Accelerating the Reaction Rate
The most recognizable characteristic of a catalyst is its effect on the speed of a chemical process. A potential catalyst is first identified by observing a dramatic increase in the reaction rate compared to the uncatalyzed counterpart under identical conditions. This acceleration occurs because the catalyst provides an entirely different pathway for the reaction to follow, one that requires less initial energy input.
Chemical reactions only proceed when reactant molecules possess a minimum amount of energy, known as the activation energy, to break their existing bonds. The catalyst lowers this energy requirement by forming temporary intermediate chemical species with the reactants. By providing this alternative route, a much larger fraction of the reactant molecules have the necessary energy to convert into products at a given temperature.

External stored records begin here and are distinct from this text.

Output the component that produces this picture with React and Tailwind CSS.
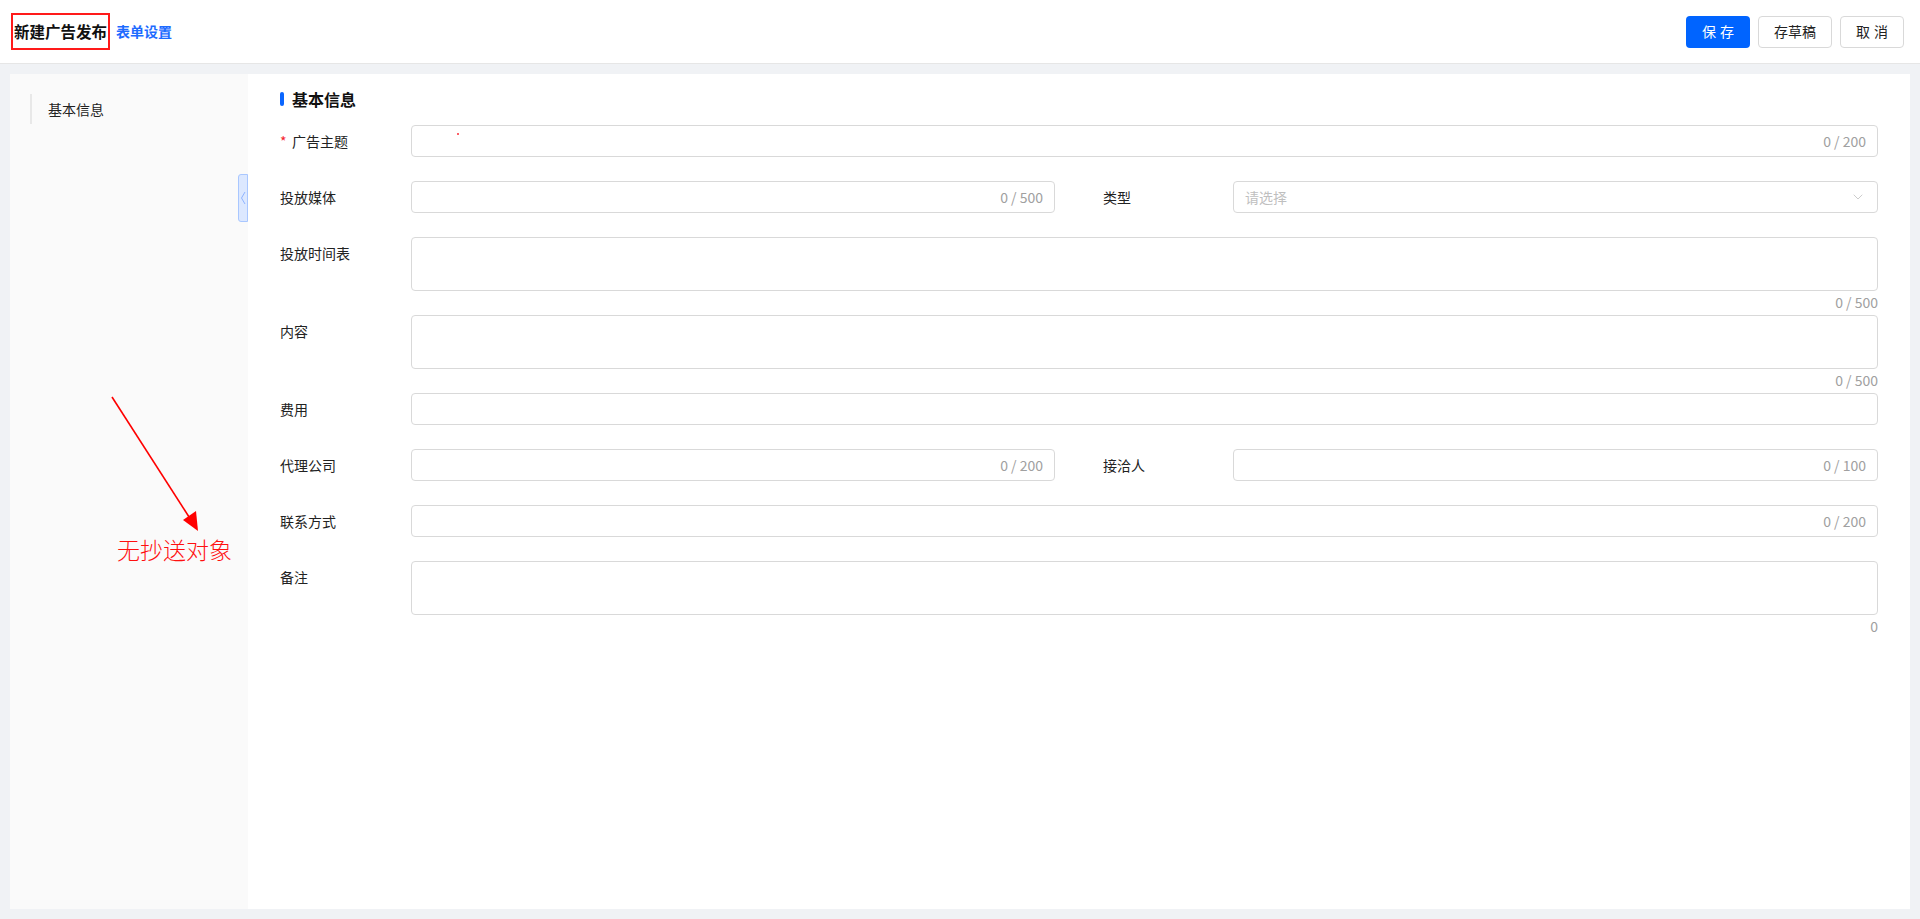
import { ChevronDown } from 'lucide-react'

const font = { fontFamily: '"Microsoft YaHei", "Noto Sans CJK SC", sans-serif' }

function Label({ text, required }) {
  return (
    <div className="w-[131px] shrink-0 h-8 flex items-center text-[14px] text-[#222]">
      {required && <span className="text-[#f5222d] mr-[5px] w-[7px]">*</span>}
      {text}
    </div>
  )
}

function Input({ count, dot }) {
  return (
    <div className="relative flex-1 h-8 border border-[#d9d9d9] rounded-[4px] bg-white flex items-center justify-end px-[11px]">
      {dot && <span className="absolute left-[45px] top-[7px] w-[2px] h-[2px] bg-red-500 rounded-full" />}
      {count && <span className="text-[14px] text-[#a0a0a0]">{count}</span>}
    </div>
  )
}

function Row({ children }) {
  return <div className="flex mb-6">{children}</div>
}

function Field({ label, count, required, dot }) {
  return (
    <div className="flex flex-1">
      <Label text={label} required={required} />
      <Input count={count} dot={dot} />
    </div>
  )
}

function AreaField({ label, count }) {
  return (
    <div className="flex">
      <Label text={label} />
      <div className="flex-1">
        <div className="h-[54px] border border-[#d9d9d9] rounded-[4px] bg-white" />
        <div className="h-6 text-right text-[14px] leading-[22px] text-[#a0a0a0]">{count}</div>
      </div>
    </div>
  )
}

export default function App() {
  return (
    <div className="w-[1920px] h-[919px] flex flex-col bg-[#f0f2f5]" style={font}>
      {/* header */}
      <div className="h-16 shrink-0 bg-white border-b border-[#e6e6e6] flex items-center pl-[11px] pr-4">
        <div className="h-[37px] border-2 border-[#ff1a1a] flex items-center px-[1px]">
          <span className="text-[15.5px] font-bold text-[#111]">新建广告发布</span>
        </div>
        <span className="ml-[6px] text-[14px] font-semibold text-[#1d6bff]">表单设置</span>
        <div className="ml-auto flex gap-2">
          <button className="w-16 h-8 rounded-[4px] bg-[#0064ff] text-white text-[14px] tracking-[4px] pl-1">保存</button>
          <button className="w-[74px] h-8 rounded-[4px] border border-[#d9d9d9] bg-white text-[14px] text-[#222]">存草稿</button>
          <button className="w-16 h-8 rounded-[4px] border border-[#d9d9d9] bg-white text-[14px] text-[#222] tracking-[4px] pl-1">取消</button>
        </div>
      </div>

      {/* body */}
      <div className="flex-1 p-[10px] flex min-h-0">
        <div className="flex flex-1">
          {/* sidebar */}
          <div className="relative w-[238px] shrink-0 bg-[#fafafa] pl-5 pt-5">
            <div className="h-[30px] border-l-2 border-[#e8e8e8] pl-4 flex items-center text-[14px] text-[#222]">基本信息</div>
            <div className="absolute right-0 top-[100px] w-[10px] h-12 bg-[#dce8ff] border border-[#a9c7ff] rounded-l-[3px] flex items-center justify-center">
              <svg width="6" height="14" viewBox="0 0 6 14" fill="none" stroke="#8fb4ff" strokeWidth="1">
                <path d="M5 1L1.5 7L5 13" />
              </svg>
            </div>
            {/* annotation */}
            <svg className="absolute left-0 top-0" width="238" height="480" viewBox="0 0 238 480">
              <line x1="102" y1="323" x2="181" y2="446" stroke="#ff0000" strokeWidth="1.6" />
              <polygon points="188,457 173,446 186,437" fill="#ff0000" />
            </svg>
            <div
              className="absolute left-[107px] top-[463px] text-[23px] leading-[30px] text-[#ff1010]"
              style={{ fontFamily: '"Liberation Serif", "Noto Sans CJK SC", serif', fontWeight: 300 }}
            >
              无抄送对象
            </div>
          </div>

          {/* main */}
          <div className="flex-1 bg-white pl-8 pr-8">
            <div className="mt-[13px] mb-[14px] h-6 flex items-center">
              <span className="w-1 h-[14px] bg-[#0a66ff] rounded-full mr-2" />
              <span className="text-[16px] font-bold text-[#111]">基本信息</span>
            </div>
            <Row>
              <Field label="广告主题" count="0 / 200" required dot />
            </Row>
            <Row>
              <div className="flex flex-1 gap-12">
                <Field label="投放媒体" count="0 / 500" />
                <div className="flex flex-1">
                  <div className="w-[130px] shrink-0 h-8 flex items-center text-[14px] text-[#222]">类型</div>
                  <div className="flex-1 h-8 border border-[#d9d9d9] rounded-[4px] flex items-center justify-between px-[11px]">
                    <span className="text-[14px] text-[#bfbfbf]">请选择</span>
                    <ChevronDown size={16} strokeWidth={1.2} className="text-[#bfbfbf]" />
                  </div>
                </div>
              </div>
            </Row>
            <AreaField label="投放时间表" count="0 / 500" />
            <AreaField label="内容" count="0 / 500" />
            <Row>
              <Field label="费用" />
            </Row>
            <Row>
              <div className="flex flex-1 gap-12">
                <Field label="代理公司" count="0 / 200" />
                <div className="flex flex-1">
                  <div className="w-[130px] shrink-0 h-8 flex items-center text-[14px] text-[#222]">接洽人</div>
                  <Input count="0 / 100" />
                </div>
              </div>
            </Row>
            <Row>
              <Field label="联系方式" count="0 / 200" />
            </Row>
            <AreaField label="备注" count="0" />
          </div>
        </div>
      </div>
    </div>
  )
}
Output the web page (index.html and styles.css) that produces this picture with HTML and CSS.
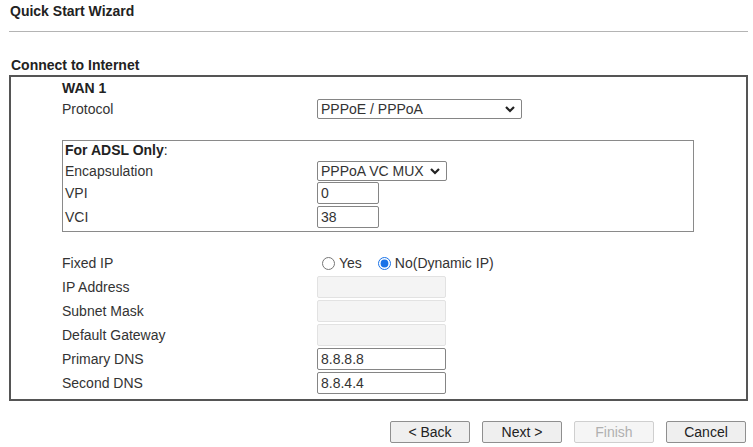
FILE: index.html
```html
<!DOCTYPE html>
<html lang="en">

<head>
    <meta charset="UTF-8">
    <meta name="viewport" content="width=device-width, initial-scale=1.0">
    <title>Quick Start Wizard</title>

    <link rel="stylesheet" href="styles.css">

</head>

<body>

    <h1 class="pageTitle">Quick Start Wizard</h1>
    <hr class="linha">

    <h2 class="secao">Connect to Internet</h2>

    <div class="painel">
        <div class="wan">WAN 1</div>

        <div class="linhaCampo protocolo">
            <span class="rotulo">Protocol</span>
            <span class="caixaSelect largo">
                <select class="campo">
                    <option>PPPoE / PPPoA</option>
                </select>
                <svg class="seta" width="12" height="8" viewBox="0 0 12 8">
                    <path d="M2 2 L6 6 L10 2" fill="none" stroke="#222" stroke-width="2.2" />
                </svg>
            </span>
        </div>

        <div class="adsl">
            <div class="adslTitulo"><b>For ADSL Only</b>:</div>
            <div class="linhaAdsl encap">
                <span class="rotulo">Encapsulation</span>
                <span class="caixaSelect medio">
                    <select class="campo">
                        <option>PPPoA VC MUX</option>
                    </select>
                    <svg class="seta" width="12" height="8" viewBox="0 0 12 8">
                        <path d="M2 2 L6 6 L10 2" fill="none" stroke="#222" stroke-width="2.2" />
                    </svg>
                </span>
            </div>
            <div class="linhaAdsl">
                <span class="rotulo">VPI</span>
                <input class="campo curto" type="text" value="0">
            </div>
            <div class="linhaAdsl">
                <span class="rotulo">VCI</span>
                <input class="campo curto" type="text" value="38">
            </div>
        </div>

        <div class="grade">
            <span class="rotulo">Fixed IP</span>
            <span class="radios">
                <label class="opcao"><input type="radio" name="fixo">Yes</label>
                <label class="opcao"><input type="radio" name="fixo" checked>No(Dynamic IP)</label>
            </span>

            <span class="rotulo">IP Address</span>
            <input class="campo ip" type="text" disabled>

            <span class="rotulo">Subnet Mask</span>
            <input class="campo ip" type="text" disabled>

            <span class="rotulo">Default Gateway</span>
            <input class="campo ip" type="text" disabled>

            <span class="rotulo">Primary DNS</span>
            <input class="campo ip" type="text" value="8.8.8.8">

            <span class="rotulo">Second DNS</span>
            <input class="campo ip" type="text" value="8.8.4.4">
        </div>
    </div>

    <div class="botoes">
        <button class="btn">&lt; Back</button>
        <button class="btn">Next &gt;</button>
        <button class="btn" disabled>Finish</button>
        <button class="btn">Cancel</button>
    </div>

</body>

</html>
```

FILE: styles.css
```css
body {
    margin: 0;
    padding: 0 5px 0 9px;
    font-family: "Liberation Sans", Arial, sans-serif;
    font-size: 14px;
    color: #333;
    background: #fff;
}

.pageTitle {
    margin: 0;
    padding: 3px 0 0 1px;
    font-size: 14px;
    line-height: 16px;
    color: #222;
}

.linha {
    margin: 12px 0 0 0;
    border: 0;
    border-top: 1px solid #b4b4b4;
    height: 0;
}

.secao {
    margin: 25px 0 0 0;
    padding-left: 2px;
    font-size: 14px;
    line-height: 16px;
    color: #222;
}

.painel {
    margin-top: 2px;
    border: 2px solid #555;
    padding: 1px 0 5px 51px;
}

.wan {
    font-weight: bold;
    font-size: 14px;
    line-height: 20px;
    color: #222;
}

.linhaCampo {
    display: grid;
    grid-template-columns: 255px auto;
    align-items: center;
    height: 22px;
}

.rotulo {
    line-height: 16px;
}

.caixaSelect {
    position: relative;
    display: inline-block;
    justify-self: start;
}

.caixaSelect.largo {
    width: 205px;
}

.caixaSelect.medio {
    width: 130px;
}

.campo {
    box-sizing: border-box;
    height: 22px;
    margin: 0;
    padding: 0 0 0 3px;
    border: 1px solid #858585;
    border-radius: 2px;
    font-family: "Liberation Sans", Arial, sans-serif;
    font-size: 14px;
    color: #333;
    background: #fff;
}

select.campo {
    appearance: none;
    -webkit-appearance: none;
    display: block;
    width: 100%;
    height: 20px;
    padding-left: 3px;
}

.seta {
    position: absolute;
    right: 6px;
    top: 6px;
}

.adsl {
    margin: 20px 52px 0 0;
    border: 1px solid #8a8a8a;
    padding: 0 0 2px 2px;
}

.adslTitulo {
    line-height: 19px;
    color: #222;
}

.adslTitulo b {
    font-size: 14px;
}

.linhaAdsl {
    display: grid;
    grid-template-columns: 252px auto;
    align-items: center;
    height: 24px;
}

.linhaAdsl.encap {
    height: 21px;
}

.curto {
    width: 62px;
    justify-self: start;
}

.grade {
    display: grid;
    grid-template-columns: 255px auto;
    grid-auto-rows: 22px;
    row-gap: 2px;
    align-items: center;
    margin-top: 20px;
}

.ip {
    width: 129px;
    justify-self: start;
}

.ip:disabled {
    background: #f4f4f4;
    border-color: #e2e2e2;
}

.radios {
    display: flex;
    align-items: center;
}

.opcao {
    display: inline-flex;
    align-items: center;
    margin-right: 12px;
}

.opcao input {
    width: 13px;
    height: 13px;
    margin: 0 4px 0 5px;
    accent-color: #1a73e8;
}

.opcao + .opcao input {
    margin-left: 4px;
}

.botoes {
    display: flex;
    justify-content: flex-end;
    gap: 12px;
    margin: 20px 2px 0 0;
}

.btn {
    box-sizing: border-box;
    width: 80px;
    height: 22px;
    padding: 0;
    border: 1px solid #8f8f8f;
    border-radius: 2px;
    background: #efefef;
    font-family: "Liberation Sans", Arial, sans-serif;
    font-size: 14px;
    color: #222;
}

.btn:disabled {
    color: #b0b0b0;
    border-color: #cfcfcf;
    background: #f5f5f5;
}
```
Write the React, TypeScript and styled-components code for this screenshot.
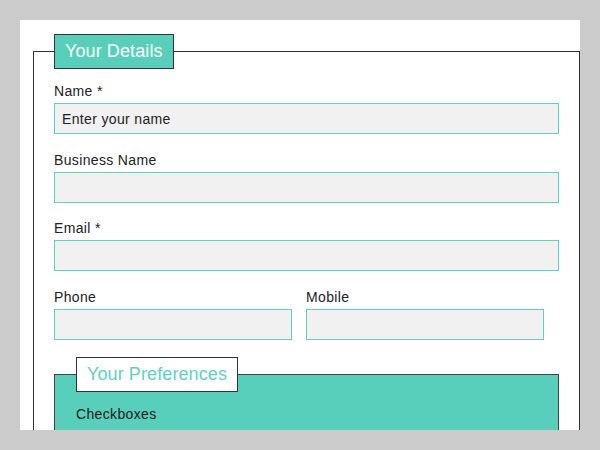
import styled, { createGlobalStyle } from "styled-components";

const GlobalStyle = createGlobalStyle`
  html, body {
    margin: 0;
    padding: 0;
  }
  body {
    background: #cccccc;
    font-family: "Liberation Sans", Arial, sans-serif;
    color: #222222;
  }
`;

const Page = styled.div`
  padding: 20px;
  height: 450px;
  box-sizing: border-box;
`;

const Panel = styled.div`
  background: #ffffff;
  height: 410px;
  overflow: hidden;
  padding: 14px 0 0 13px;
  box-sizing: border-box;
`;

const Details = styled.fieldset`
  margin: 0;
  padding: 14px 20px 20px;
  border: 1px solid #333333;
  min-width: 0;
`;

const Legend = styled.legend<{ $inverse?: boolean }>`
  padding: 6px 10px;
  margin: 0;
  font-size: 18px;
  line-height: 21px;
  letter-spacing: 0.1px;
  border: 1px solid #333333;
  background: ${(p) => (p.$inverse ? "#ffffff" : "#57cfba")};
  color: ${(p) => (p.$inverse ? "#5dd3be" : "#ffffff")};
`;

const Field = styled.div`
  margin-bottom: 17.5px;
`;

const Label = styled.label`
  display: block;
  font-size: 14px;
  line-height: 16.1px;
  letter-spacing: 0.35px;
  margin-bottom: 4px;
`;

const Input = styled.input<{ $half?: boolean }>`
  display: block;
  box-sizing: border-box;
  width: ${(p) => (p.$half ? "238px" : "100%")};
  height: 31px;
  margin: 0;
  padding: 0 7px;
  border: 1px solid #5dd3be;
  background: #f1f1f1;
  font-family: inherit;
  font-size: 14px;
  letter-spacing: 0.35px;
  color: #222222;
  outline: none;
  &::placeholder {
    color: #222222;
    opacity: 1;
  }
`;

const Row = styled.div`
  display: grid;
  grid-template-columns: 252px 1fr;
`;

const Preferences = styled.fieldset`
  margin: 0;
  padding: 14px 21px 20px;
  border: 1px solid #444444;
  background: #57cfba;
  min-width: 0;
`;

const GroupTitle = styled.div`
  font-size: 14px;
  line-height: 16.1px;
  letter-spacing: 0.35px;
  color: #1a1a1a;
`;

export default function App() {
  return (
    <>
      <GlobalStyle />
      <Page>
        <Panel>
          <Details>
            <Legend>Your Details</Legend>
            <Field>
              <Label>Name *</Label>
              <Input placeholder="Enter your name" />
            </Field>
            <Field>
              <Label>Business Name</Label>
              <Input />
            </Field>
            <Field>
              <Label>Email *</Label>
              <Input />
            </Field>
            <Row>
              <Field>
                <Label>Phone</Label>
                <Input $half />
              </Field>
              <Field>
                <Label>Mobile</Label>
                <Input $half />
              </Field>
            </Row>
            <Preferences>
              <Legend $inverse>Your Preferences</Legend>
              <GroupTitle>Checkboxes</GroupTitle>
            </Preferences>
          </Details>
        </Panel>
      </Page>
    </>
  );
}
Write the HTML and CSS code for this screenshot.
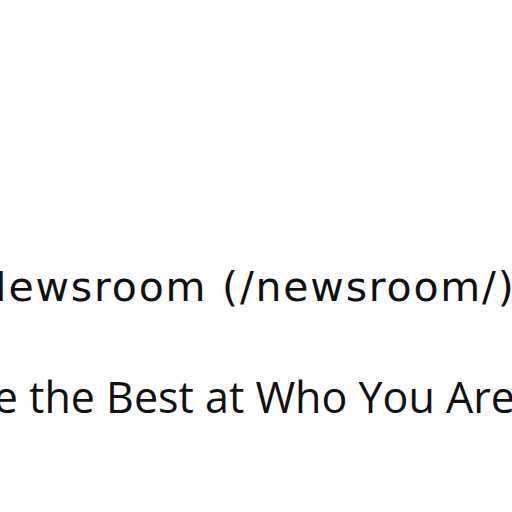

The transformation proceeds much faster, allowing the system to reach completion or equilibrium in a fraction of the time. This change in kinetics is the primary functional test, distinguishing a catalytic agent from a simple reactant that would be consumed stoichiometrically. The catalyst does not increase the total energy of the molecules; it simply lowers the energy barrier they must surmount.
Proving Non-Consumption
The defining characteristic separating a catalyst from a reactant is the requirement that it must be chemically and physically recovered unchanged once the reaction is complete. To prove this, scientists must meticulously compare the substance before and after the reaction, involving both mass balance and structural analysis. The initial and final mass of the suspected catalyst must be measured and found to be identical, confirming it was not consumed.
Beyond just mass, the chemical integrity of the substance must also be verified, as a true catalyst should not undergo any permanent structural modifications. Techniques like X-ray photoelectron spectroscopy (XPS) or X-ray diffraction (XRD) are often employed to analyze the surface and bulk structure of the recovered material. These methods ensure that the catalyst’s original chemical state and crystal structure are preserved, confirming its ability to be reused indefinitely.
Ensuring the Final Products Remain Unchanged
A true catalyst affects only the speed of the reaction, which is a matter of kinetics, and not the final outcome, which is governed by thermodynamics. This means that the identity of the final products and their relative proportions at equilibrium must be the same whether the catalyst is present or not. The catalyst speeds up both the forward and reverse reactions equally, which only allows the system to reach the same equilibrium state more quickly.
The final test for identifying a catalyst involves analyzing the product mixture to confirm that no new or different substances were formed. If a substance changed the final product distribution or increased the overall yield beyond the thermodynamic limit, it would be classified as a reactant or a chemical agent, not a catalyst.